In transformer isolated converters, a large voltage overshoot is present on the secondary side switching nodes at every switch transition. As is well known in the design of monolithically integrated high voltage circuits, the peak voltage stress in a circuit is the paramount parameter for an efficient implementation of smart-power circuits. A voltage clamping circuit that minimizes the voltage stress in the circuit is crucial for an efficient monolithic implementation of a synchronous rectifier in a smart-power technology. This paper presents a smart-power implementation of an asynchronous active clamping circuit on the same IC as a 12V/3A synchronous rectifier for a full bridge phase shifted dc-dc converter. The asynchronous clamping circuit minimizes the number and size of required external components to provide the voltage clamping, and optimizes the efficiency of the synchronous rectifier by accurately controlling the clamping operation.
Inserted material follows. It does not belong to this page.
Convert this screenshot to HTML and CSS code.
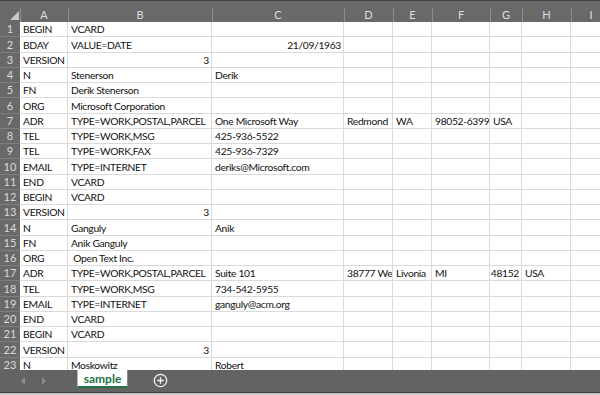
FILE: index.html
```html
<!DOCTYPE html>
<html>
<head>
<meta charset="utf-8">
<link rel="stylesheet" href="styles.css">
</head>
<body>
<div class="app">
  <div class="topline"></div>
  <div class="sheet">
    <div class="hdr">
      <div class="corner"><svg width="9" height="9" viewBox="0 0 9 9"><polygon points="9,0 9,9 0,9" fill="#c9c9c9"/></svg></div>
      <div class="h">A</div><div class="h">B</div><div class="h">C</div><div class="h">D</div><div class="h">E</div><div class="h">F</div><div class="h">G</div><div class="h">H</div><div class="h">I</div>
    </div>
    <div class="r"><div class="n">1</div><div class="c">BEGIN</div><div class="c">VCARD</div><div class="c"></div><div class="c"></div><div class="c"></div><div class="c"></div><div class="c"></div><div class="c"></div><div class="c"></div></div>
    <div class="r"><div class="n">2</div><div class="c">BDAY</div><div class="c">VALUE=DATE</div><div class="c num">21/09/1963</div><div class="c"></div><div class="c"></div><div class="c"></div><div class="c"></div><div class="c"></div><div class="c"></div></div>
    <div class="r"><div class="n">3</div><div class="c">VERSION</div><div class="c num">3</div><div class="c"></div><div class="c"></div><div class="c"></div><div class="c"></div><div class="c"></div><div class="c"></div><div class="c"></div></div>
    <div class="r"><div class="n">4</div><div class="c">N</div><div class="c">Stenerson</div><div class="c">Derik</div><div class="c"></div><div class="c"></div><div class="c"></div><div class="c"></div><div class="c"></div><div class="c"></div></div>
    <div class="r"><div class="n">5</div><div class="c">FN</div><div class="c">Derik Stenerson</div><div class="c"></div><div class="c"></div><div class="c"></div><div class="c"></div><div class="c"></div><div class="c"></div><div class="c"></div></div>
    <div class="r"><div class="n">6</div><div class="c">ORG</div><div class="c">Microsoft Corporation</div><div class="c"></div><div class="c"></div><div class="c"></div><div class="c"></div><div class="c"></div><div class="c"></div><div class="c"></div></div>
    <div class="r"><div class="n">7</div><div class="c">ADR</div><div class="c">TYPE=WORK,POSTAL,PARCEL</div><div class="c">One Microsoft Way</div><div class="c">Redmond</div><div class="c">WA</div><div class="c">98052-6399</div><div class="c">USA</div><div class="c"></div><div class="c"></div></div>
    <div class="r"><div class="n">8</div><div class="c">TEL</div><div class="c">TYPE=WORK,MSG</div><div class="c">425-936-5522</div><div class="c"></div><div class="c"></div><div class="c"></div><div class="c"></div><div class="c"></div><div class="c"></div></div>
    <div class="r"><div class="n">9</div><div class="c">TEL</div><div class="c">TYPE=WORK,FAX</div><div class="c">425-936-7329</div><div class="c"></div><div class="c"></div><div class="c"></div><div class="c"></div><div class="c"></div><div class="c"></div></div>
    <div class="r"><div class="n">10</div><div class="c">EMAIL</div><div class="c">TYPE=INTERNET</div><div class="c">deriks@Microsoft.com</div><div class="c"></div><div class="c"></div><div class="c"></div><div class="c"></div><div class="c"></div><div class="c"></div></div>
    <div class="r"><div class="n">11</div><div class="c">END</div><div class="c">VCARD</div><div class="c"></div><div class="c"></div><div class="c"></div><div class="c"></div><div class="c"></div><div class="c"></div><div class="c"></div></div>
    <div class="r"><div class="n">12</div><div class="c">BEGIN</div><div class="c">VCARD</div><div class="c"></div><div class="c"></div><div class="c"></div><div class="c"></div><div class="c"></div><div class="c"></div><div class="c"></div></div>
    <div class="r"><div class="n">13</div><div class="c">VERSION</div><div class="c num">3</div><div class="c"></div><div class="c"></div><div class="c"></div><div class="c"></div><div class="c"></div><div class="c"></div><div class="c"></div></div>
    <div class="r"><div class="n">14</div><div class="c">N</div><div class="c">Ganguly</div><div class="c">Anik</div><div class="c"></div><div class="c"></div><div class="c"></div><div class="c"></div><div class="c"></div><div class="c"></div></div>
    <div class="r"><div class="n">15</div><div class="c">FN</div><div class="c">Anik Ganguly</div><div class="c"></div><div class="c"></div><div class="c"></div><div class="c"></div><div class="c"></div><div class="c"></div><div class="c"></div></div>
    <div class="r"><div class="n">16</div><div class="c">ORG</div><div class="c">&nbsp;Open Text Inc.</div><div class="c"></div><div class="c"></div><div class="c"></div><div class="c"></div><div class="c"></div><div class="c"></div><div class="c"></div></div>
    <div class="r"><div class="n">17</div><div class="c">ADR</div><div class="c">TYPE=WORK,POSTAL,PARCEL</div><div class="c">Suite 101</div><div class="c">38777 West Six Mile Road</div><div class="c">Livonia</div><div class="c">MI</div><div class="c num">48152</div><div class="c">USA</div><div class="c"></div></div>
    <div class="r"><div class="n">18</div><div class="c">TEL</div><div class="c">TYPE=WORK,MSG</div><div class="c">734-542-5955</div><div class="c"></div><div class="c"></div><div class="c"></div><div class="c"></div><div class="c"></div><div class="c"></div></div>
    <div class="r"><div class="n">19</div><div class="c">EMAIL</div><div class="c">TYPE=INTERNET</div><div class="c">ganguly@acm.org</div><div class="c"></div><div class="c"></div><div class="c"></div><div class="c"></div><div class="c"></div><div class="c"></div></div>
    <div class="r"><div class="n">20</div><div class="c">END</div><div class="c">VCARD</div><div class="c"></div><div class="c"></div><div class="c"></div><div class="c"></div><div class="c"></div><div class="c"></div><div class="c"></div></div>
    <div class="r"><div class="n">21</div><div class="c">BEGIN</div><div class="c">VCARD</div><div class="c"></div><div class="c"></div><div class="c"></div><div class="c"></div><div class="c"></div><div class="c"></div><div class="c"></div></div>
    <div class="r"><div class="n">22</div><div class="c">VERSION</div><div class="c num">3</div><div class="c"></div><div class="c"></div><div class="c"></div><div class="c"></div><div class="c"></div><div class="c"></div><div class="c"></div></div>
    <div class="r"><div class="n">23</div><div class="c">N</div><div class="c">Moskowitz</div><div class="c">Robert</div><div class="c"></div><div class="c"></div><div class="c"></div><div class="c"></div><div class="c"></div><div class="c"></div></div>
  </div>
  <div class="tabbar">
    <div class="nav">
      <svg width="6" height="8" viewBox="0 0 6 8"><polygon points="5,0 5,8 1,4" fill="#8c8c8c"/></svg>
      <svg width="6" height="8" viewBox="0 0 6 8"><polygon points="1,0 1,8 5,4" fill="#8c8c8c"/></svg>
    </div>
    <div class="tab">sample</div>
    <div class="add"><svg width="15" height="15" viewBox="0 0 15 15"><circle cx="7.5" cy="7.5" r="6.2" fill="none" stroke="#f2f2f2" stroke-width="1.3"/><path d="M7.5 4.2v6.6M4.2 7.5h6.6" stroke="#f2f2f2" stroke-width="1.3"/></svg></div>
  </div>
  <div class="status"></div>
</div>
</body>
</html>
```
FILE: styles.css
```css
* { box-sizing: border-box; }
html, body { margin: 0; padding: 0; }
body { width: 600px; height: 395px; overflow: hidden; background: #ffffff; font-family: Lato, "Open Sans", sans-serif; }
.app { width: 600px; height: 395px; display: flex; flex-direction: column; }
.topline { height: 1px; background: #474747; flex: none; }
.sheet { height: 369px; overflow: hidden; flex: none; }
.hdr, .r { display: grid; grid-template-columns: 20px 48px 144px 132px 49px 39px 58px 32px 49px 40px; width: 611px; }
.hdr { height: 21px; background: #696969; }
.corner { display: flex; align-items: flex-end; justify-content: flex-end; padding: 0 1px 2px 0; }
.h { color: #dedede; font-size: 11px; display: flex; align-items: center; justify-content: center; padding-top: 6px;
  background: linear-gradient(#8e8e8e, #8e8e8e) left bottom / 1px 14px no-repeat; }
.r { height: 15.25px; }
.n { background: #696969; color: #dadada; font-size: 11px; display: flex; align-items: flex-end; justify-content: center; padding-bottom: 1px; line-height: 13px; border-bottom: 1px solid #7e7e7e; }
.c { border-right: 1px solid #dadada; border-bottom: 1px solid #dadada; font-size: 10.3px; letter-spacing: -0.33px; color: #111; white-space: pre; overflow: hidden; padding: 0 2px 0 3px; line-height: 14px; display: flex; align-items: flex-end; }
.c.num { justify-content: flex-end; }
.tabbar { height: 22px; background: #636363; flex: none; display: flex; align-items: flex-start; }
.nav { width: 77px; display: flex; gap: 15px; padding: 7px 0 0 20px; height: 100%; }
.tab { width: 51px; height: 18px; background: #ffffff; border-left: 1px solid #b5b5b5; border-right: 1px solid #8a8a8a; border-bottom: 2px solid #217346; color: #217346; font-weight: bold; font-size: 12px; display: flex; align-items: center; justify-content: center; padding-top: 1px; }
.add { margin-left: 25px; padding-top: 3px; display: flex; }
.status { height: 3px; background: #c8c8c8; border-top: 1px solid #3c3c3c; flex: none; }
```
Improved passive-matrix multiplexability with a modular display and UTCP technology

One of the major problems with PM displays is that, depending on the used display material, only a limited number of lines can be multiplexed. We developed a new driving technology and display setup that takes care of that problem. We divided the display into several independent parts or modules. Each module acts as an individual display and has its own display driver. With the use of the new ultra-thin chip package (UTCP), these driver chips can be embedded into the (flexible) display itself. This paper explains the setup of the fully modular display and describes the basic structure of the display drivers and its components.

A Modular and Interactive OLED-Based Lighting System

ABSTRACT The concept of a flexible, large-area, organic light emitting diode (OLED)-based lighting system with a modular structure and built-in intelligent light management is introduced. Such a flexible, thin, portable lighting system with discreetly integrated electronics is important in order to allow the implementation of the lighting system into a variety of places, such as cars and temporary expedition areas. A modular construction of an OLED lighting panel makes it possible to control each OLED cell individually. This not only enables us to counteract aging or degradation effects in the OLED cells but it also allows individual OLED module brightness control to support human or ambient interaction based on integrated or centralized sensors. Moreover, integrating the driving electronics in the backplane of an OLED module improves the energy efficiency of operating large OLED panels. The thin, modular construction and individual, dynamic control are successfully demonstrated.

Automatic load-based MOSFET segmentation for switching DC-DC converters

This paper proposes an automated approach for the optimization of the number of active segments in switching DC-DC converters with a segmented power stage. The drain-source voltage of the active power MOSFET segments is used to estimate the load current, and an automated segment controller activates an optimized number of segments. Using this approach automatically balances the switching loss and the conduction loss in the converter over the load range. The proposed concept is implemented in a prototype discrete 500 kHz boost converter, which confirms the optimized efficiency over the load range. Potential applications include high power discrete converters, where multiple power MOSFETs in parallel are already used and monolithically integrated converters, where the power MOSFET segments, drivers and control circuits are integrated on a single ASIC.